Example: x + y = 5 and 2x + 2y = 10 represent the same line, so there are infinitely many solutions.

How can I tell if a system has no solution before solving?

You can often identify systems with no solution by examining the equations:

  • Parallel lines: If the left sides of the equations are multiples of each other but the right sides are not, the lines are parallel and never intersect.
  • Example: 2x + 3y = 5 and 4x + 6y = 10 (same left side ratio but different right sides)
  • Contradictory equations: If you can simplify one equation to a statement that contradicts the other (e.g., x = 3 and x = 5).

When using substitution, you'll typically end up with a false statement like 5 = 3 if there's no solution.

Can substitution be used for systems with more than two variables?

Yes, substitution can be extended to systems with three or more variables, though the process becomes more complex.

For a system with three variables:

  1. Solve one equation for one variable
  2. Substitute this expression into the other two equations, creating a new system with two equations and two variables
  3. Solve this new system using substitution again
  4. Use the two known variables to find the third

Example: For x + y + z = 6, 2x - y + z = 3, and x + 2y - z = 2:

  1. From first equation: z = 6 - x - y
  2. Substitute into second and third equations to get a 2-variable system
  3. Solve the 2-variable system
  4. Find z using the expression from step 1

While possible, for systems with more than two variables, methods like Gaussian elimination or matrix operations are often more efficient.
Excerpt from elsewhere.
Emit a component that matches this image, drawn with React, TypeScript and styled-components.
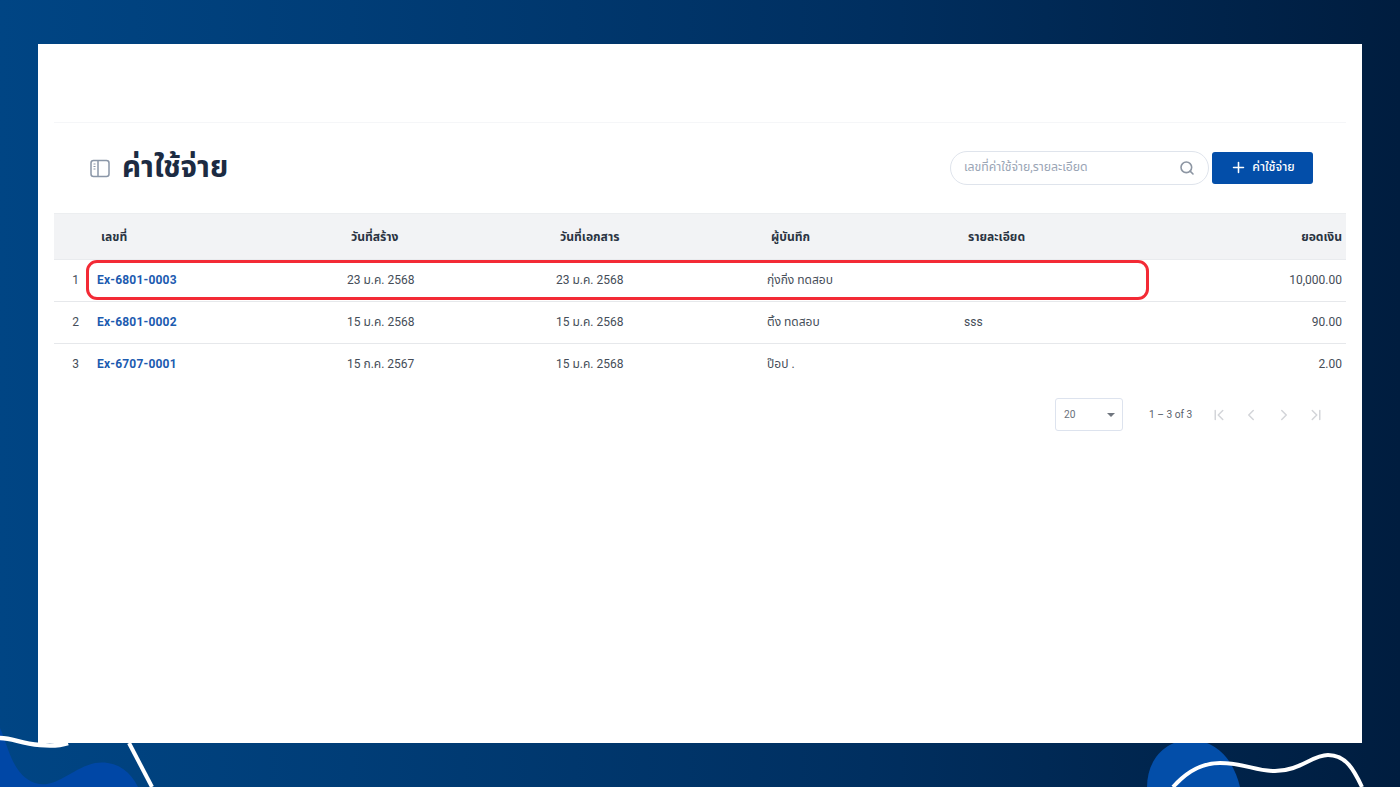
import React from "react";
import styled, { createGlobalStyle } from "styled-components";
import { ChevronLeft, ChevronRight, ChevronFirst, ChevronLast, Plus, Search } from "lucide-react";

const Global = createGlobalStyle`
  html, body { margin: 0; padding: 0; }
  body { font-family: Roboto, "Noto Sans Thai", Inter, "Noto Sans", "Liberation Sans", sans-serif; }
`;

const Stage = styled.div`
  position: relative;
  width: 1400px;
  height: 787px;
  overflow: hidden;
  box-sizing: border-box;
  padding: 44px 38px 44px 38px;
  background: linear-gradient(90deg, #004584 0%, #003d77 25%, #002f60 62%, #001d3f 100%);
`;

const Decor = styled.svg`
  position: absolute;
  left: 0;
  top: 0;
  pointer-events: none;
`;

const Panel = styled.main`
  position: relative;
  height: 100%;
  background: #fff;
  display: flex;
  flex-direction: column;
  padding: 78px 16px 0 16px;
  box-sizing: border-box;
`;

const Header = styled.header`
  border-top: 1px solid #f5f6f8;
  height: 91px;
  box-sizing: border-box;
  display: flex;
  align-items: center;
  padding: 0 33px 0 36px;
`;

const Title = styled.h1`
  margin: 0 0 3px 12px;
  font-size: 29.5px;
  line-height: 34px;
  font-weight: 700;
  color: #1c2b42;
`;

const Spacer = styled.div`
  flex: 1;
`;

const SearchBox = styled.div`
  width: 259px;
  height: 34px;
  margin-top: -1px;
  box-sizing: border-box;
  border: 1.5px solid #dfe4ec;
  border-radius: 17px;
  display: flex;
  align-items: center;
  padding: 0 13px 0 13px;
  color: #9aa5b5;
  font-size: 12.3px;
`;

const AddButton = styled.button`
  width: 101px;
  height: 32px;
  margin: -1px 0 0 3px;
  border: 0;
  border-radius: 3px;
  background: #034ea9;
  color: #fff;
  font: inherit;
  font-size: 12.3px;
  font-weight: 500;
  display: flex;
  align-items: center;
  justify-content: center;
  gap: 5px;
  padding: 0;
`;

const Row = styled.div<{ $head?: boolean; $last?: boolean }>`
  position: relative;
  display: grid;
  grid-template-columns: 43px 250px 209px 211px 197px 1fr auto;
  align-items: center;
  height: ${(p) => (p.$head ? "47px" : "42px")};
  padding-bottom: ${(p) => (p.$head ? "0" : "2px")};
  box-sizing: border-box;
  background: ${(p) => (p.$head ? "#f2f3f5" : "#fff")};
  border-bottom: 1px solid ${(p) => (p.$head ? "#e9ebee" : p.$last ? "transparent" : "#e6e8eb")};
  border-top: ${(p) => (p.$head ? "1px solid #eceef0" : "0")};
  color: #454d58;
  font-size: 12px;
`;

const HeadCell = styled.div<{ $right?: boolean }>`
  font-weight: 700;
  font-size: 12.1px;
  color: #2a3442;
  padding-left: ${(p) => (p.$right ? "0" : "4px")};
  padding-right: ${(p) => (p.$right ? "4px" : "0")};
  text-align: ${(p) => (p.$right ? "right" : "left")};
`;

const Cell = styled.div<{ $right?: boolean }>`
  padding-right: ${(p) => (p.$right ? "4px" : "0")};
  text-align: ${(p) => (p.$right ? "right" : "left")};
  white-space: nowrap;
`;

const IndexCell = styled.div`
  text-align: right;
  padding-right: 18px;
`;

const DocLink = styled.a`
  color: #1c5bb0;
  font-weight: 700;
  font-size: 12px;
  letter-spacing: 0.2px;
`;

const Highlight = styled.div`
  position: absolute;
  left: 32px;
  top: 0;
  width: 1063px;
  height: 40px;
  box-sizing: border-box;
  border: 3px solid #f32a35;
  border-radius: 11px;
`;

const Pager = styled.nav`
  display: flex;
  align-items: center;
  margin-top: 12px;
  padding-left: 1001px;
  color: #5a626d;
  font-size: 10.2px;
`;

const PageSelect = styled.div`
  width: 68px;
  height: 33px;
  box-sizing: border-box;
  border: 1px solid #dde3ee;
  border-radius: 3px;
  display: flex;
  align-items: center;
  justify-content: space-between;
  padding: 0 7px 0 8px;
  color: #6a717b;
`;

const Caret = styled.span`
  width: 0;
  height: 0;
  border-left: 4.5px solid transparent;
  border-right: 4.5px solid transparent;
  border-top: 4.5px solid #70767f;
`;

const RangeText = styled.span`
  margin-left: 26px;
  width: 51px;
  white-space: nowrap;
`;

const PageIcons = styled.div`
  display: flex;
  align-items: center;
  margin-left: 10px;
  gap: 14.3px;
  color: #d3d5d9;
`;

const rows = [
  ["1", "Ex-6801-0003", "23 ม.ค. 2568", "23 ม.ค. 2568", "กุ่งกิ่ง ทดสอบ", "", "10,000.00"],
  ["2", "Ex-6801-0002", "15 ม.ค. 2568", "15 ม.ค. 2568", "ติ้ง ทดสอบ", "sss", "90.00"],
  ["3", "Ex-6707-0001", "15 ก.ค. 2567", "15 ม.ค. 2568", "ป๊อป .", "", "2.00"],
];

export default function App() {
  return (
    <Stage>
      <Global />
      <Decor width="1400" height="787" viewBox="0 0 1400 787">
        <path d="M0 728 C8 745 12 775 35 783 C55 790 72 768 95 763 C115 760 130 770 138 787 L0 787 Z" fill="#0047a6" />
        <path d="M1147 787 C1147 760 1165 740 1190 740 C1220 740 1235 765 1240 787 Z" fill="#034ea9" />
      </Decor>
      <Panel>
        <Header>
          <svg width="20" height="19" viewBox="0 0 20 19" fill="none" stroke="#8b97a8" strokeWidth="1.5">
            <rect x="1" y="1.5" width="18" height="16" rx="2.5" />
            <path d="M8 1.5v16" />
            <path d="M3.5 5h2M3.5 7.5h2M3.5 10h2" strokeWidth="1" />
          </svg>
          <Title>ค่าใช้จ่าย</Title>
          <Spacer />
          <SearchBox>
            <span>เลขที่ค่าใช้จ่าย,รายละเอียด</span>
            <Spacer />
            <Search size={16} strokeWidth={2.4} color="#8d96a3" />
          </SearchBox>
          <AddButton>
            <Plus size={17} strokeWidth={2.2} />
            ค่าใช้จ่าย
          </AddButton>
        </Header>
        <Row $head>
          <div />
          <HeadCell>เลขที่</HeadCell>
          <HeadCell>วันที่สร้าง</HeadCell>
          <HeadCell>วันที่เอกสาร</HeadCell>
          <HeadCell>ผู้บันทึก</HeadCell>
          <HeadCell>รายละเอียด</HeadCell>
          <HeadCell $right>ยอดเงิน</HeadCell>
        </Row>
        {rows.map((r, i) => (
          <Row key={r[0]} $last={i === rows.length - 1}>
            <IndexCell>{r[0]}</IndexCell>
            <Cell>
              <DocLink>{r[1]}</DocLink>
            </Cell>
            <Cell>{r[2]}</Cell>
            <Cell>{r[3]}</Cell>
            <Cell>{r[4]}</Cell>
            <Cell>{r[5]}</Cell>
            <Cell $right>{r[6]}</Cell>
            {i === 0 && <Highlight />}
          </Row>
        ))}
        <Pager>
          <PageSelect>
            20
            <Caret />
          </PageSelect>
          <RangeText>1 – 3 of 3</RangeText>
          <PageIcons>
            <ChevronFirst size={18} />
            <ChevronLeft size={18} />
            <ChevronRight size={18} />
            <ChevronLast size={18} />
          </PageIcons>
        </Pager>
      </Panel>
      <Decor width="1400" height="787" viewBox="0 0 1400 787" fill="none" stroke="#fff">
        <path d="M0 738 C14 738 20 744 40 745 C52 746 62 745 68 743" strokeWidth="4.5" />
        <path d="M129 743 L152 787" strokeWidth="4" />
        <path d="M1173 787 C1190 768 1205 763 1220 763 C1245 763 1255 771 1275 771 C1300 771 1312 755 1328 755 C1346 755 1354 770 1362 787" strokeWidth="4" />
      </Decor>
    </Stage>
  );
}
Why do we need to learn substitution when calculators can solve systems?

While calculators and software can quickly solve systems of equations, understanding the substitution method is valuable for several reasons:

  • Conceptual understanding: It helps you understand what the calculator is doing and how solutions are derived.
  • Problem-solving skills: The logical thinking required for substitution applies to many other areas of math and science.
  • Verification: You can check if a calculator's answer makes sense.
  • Flexibility: You're not dependent on technology and can solve problems even without a calculator.
  • Foundation for advanced math: Many higher-level math concepts build on these fundamental techniques.
  • Real-world application: In many professional settings, you'll need to set up and understand the equations yourself before using tools to solve them.

As the National Council of Teachers of Mathematics emphasizes, procedural fluency (knowing how to perform calculations) should be balanced with conceptual understanding (knowing why and when to use particular methods).